Jenna watches the Oscars Monday morning over a cup of tea.
Hardly anything gets Jenna up before eight in the morning these days. Now that we have no work to accomplish on a day-to-day basis, Jenna finds it utterly appropriate to rise no earlier than 8:30 or 9 am. I can hardly blame her. Most places of business in India do not open until at least 10.
However, she did manage to rouse herself Monday morning by seven. Not so she could read the morning paper with me, or begin a new exercise regimen, or study for the LSAT. No, what was calling her out of bed at (nearly) the crack of dawn was the live broadcast of the 83rd Annual Academy Awards—the Oscars. Though shown in primetime in America, the movie awards show came on at 6 am in India. For the truly hardy, E!’s Red Carpet show started at 4:30. (This proved too early even for Jenna. Luckily Indian TV re-broadcast it on another channel. So we were presented with the odd time-warped reality of watching Natalie Portman talk about her dress with Ryan Seacrest on one channel at the same time that she accepted the Best Actress Award on another.)
If you think it odd that awards for American movies are broadcast in India, remember that Indians still hold up America as the paragon of pop culture. Students in Tirur expressed a love for Michael Jackson and Justin Bieber before the name of any Indian musical artists crossed their lips. At least five channels on Indian cable broadcast English-language movies 24 hours a day with English subtitles so viewers can practice their speaking skills as they watch such Hollywood flops as Crank and Legion. Despite living in India for six months, I still have a remarkably up-to-date picture of Katy Perry’s love life and Charlie Sheen’s ongoing escapades.
India is just as enthralled with celebrity gossip as America is, maybe more so.
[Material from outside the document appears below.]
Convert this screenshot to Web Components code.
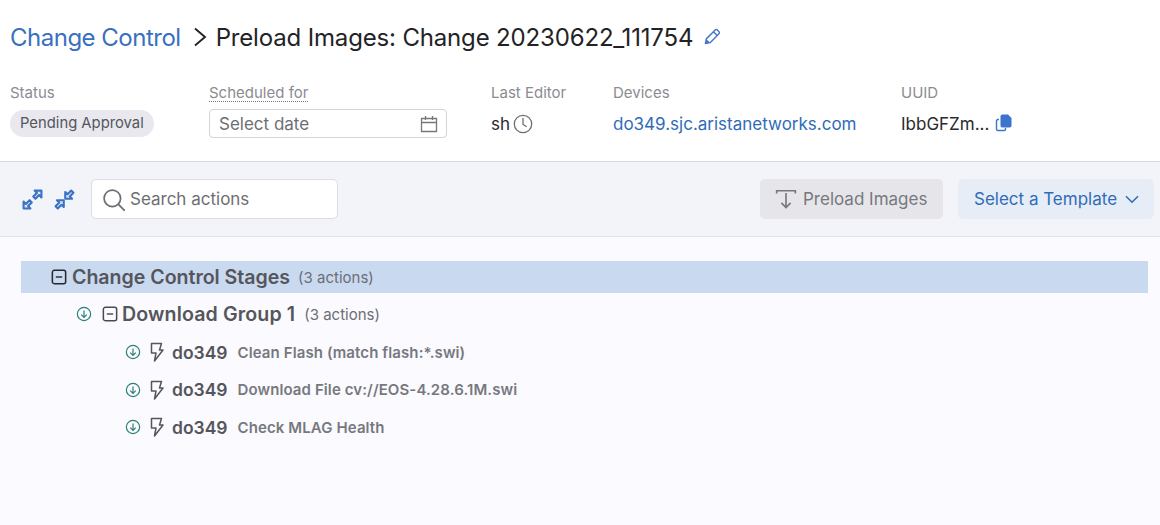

The only difference between the two countries, as far as I can tell, is the breadth of their respective celebrity universes. In mostly Christian America, there is one God and an ever-growing pantheon of Hollywood stars (swelled by the preening ranks of reality TV noteworthies). In mostly Hindu India, the situation is quite reversed. There is a teeming mass of Hindu gods but only a very selective cast of Bollywood heroes and starlets.
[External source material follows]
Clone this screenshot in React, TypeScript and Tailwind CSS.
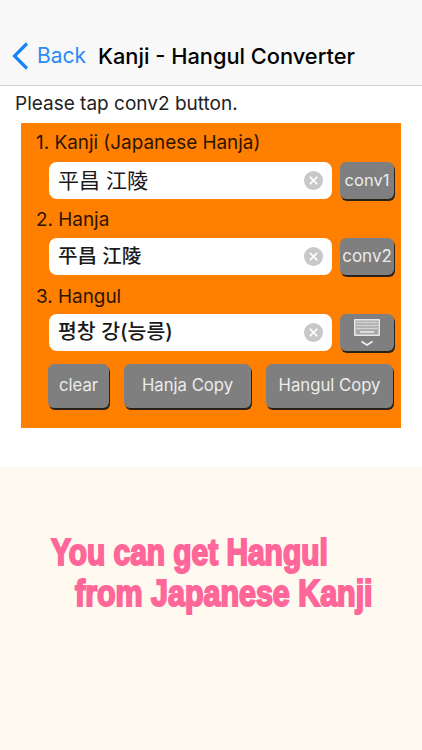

In India, you read about the same eight to ten Bollywood personalities over and over again, and they all fit a particular type. Katrina Kaif is the ‘new kid on the block’, a beauty who critics say lacks any notable acting skill. Priyanka Chopra is the ‘sex symbol striving for a more serious image’. Her latest role has her playing the lead in a movie based on a Ruskin Bond short story, where she kills a series of husbands in whom she finds some fault. Deepika Padukone is ‘the girl next door’ whose image not only graces movie screens but Nescafe and Reliance Mobile advertisements all across the country.
For the males, Shah Rukh Khan is the heavyweight—a ‘nice guy finishes first’ kind of story. He projects the affable yet genuine image of a young man most Indian parents would love to arrange for their eldest daughter’s marriage. Salman Khan is the ‘bad boy’, an edgy star known just as much for his off-screen troubles as his on-screen successes. And Aamir Khan is the ‘intellectual actor’, married to a screenwriter named Kiran Rao, he makes more show of playing down the Bollywood glitz.
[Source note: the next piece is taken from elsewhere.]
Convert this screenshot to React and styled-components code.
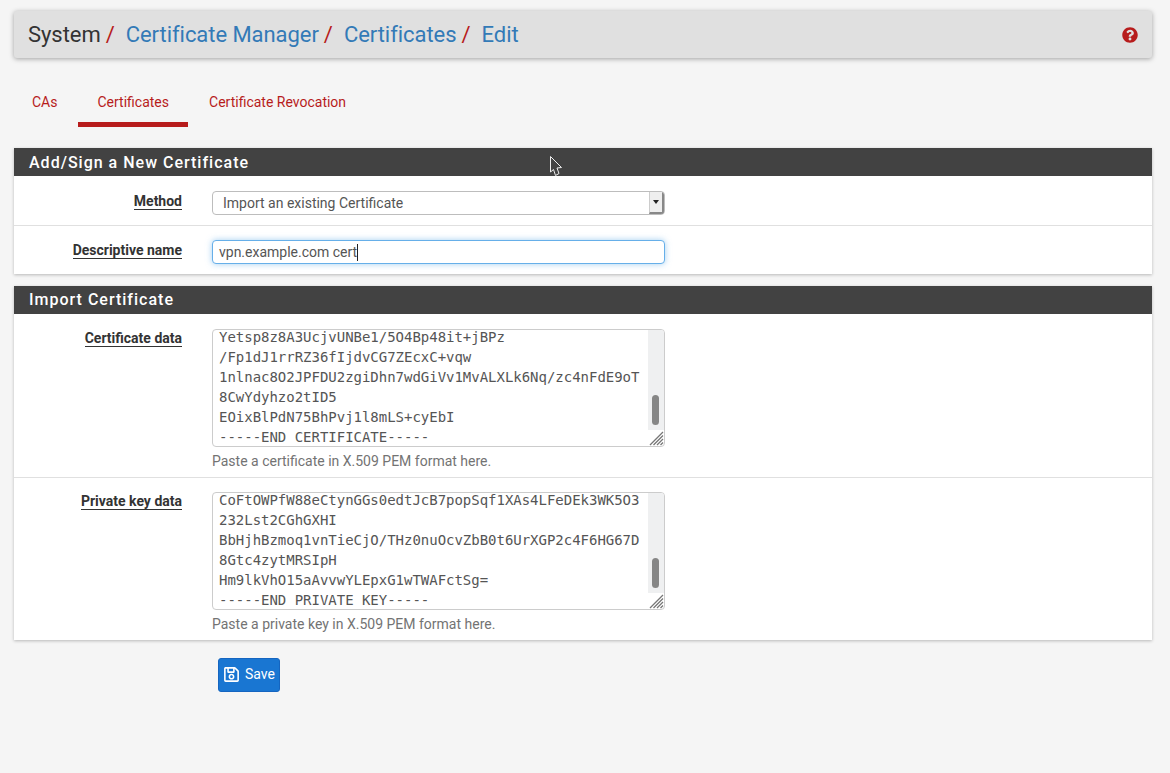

Of course, benignly looking down upon this glamorous universe from his perch high atop the fray is none other than Amitabh Bachchan, hands down the most famous Bollywood personage ever. (He was quickly referenced in the movie Slumdog Millionaire a few years ago.) Amitabh is still around making movies, touring the country, and hawking mobile phones and life insurance.
Jenna has said—on several occasions—how handsome he remains at 60-plus years of age. Admittedly, he is tall, slim, tanned, with a distinguished, trimmed gray goatee. Though I think his exaggeratedly circular glasses make him look like an overgrown Harry Potter. He recently cemented his pedigree when he married his son off to former Miss World Aishwarya Rai (maybe the only Indian female besides Padma Lakshmi most Americans would recognize).
All this is to say, that watching the Oscars at 7 am over tea is a rather mundane thing for Indians to do on a Monday morning before they go to work. It is just another chance to watch the beautiful people and comment on what they are wearing.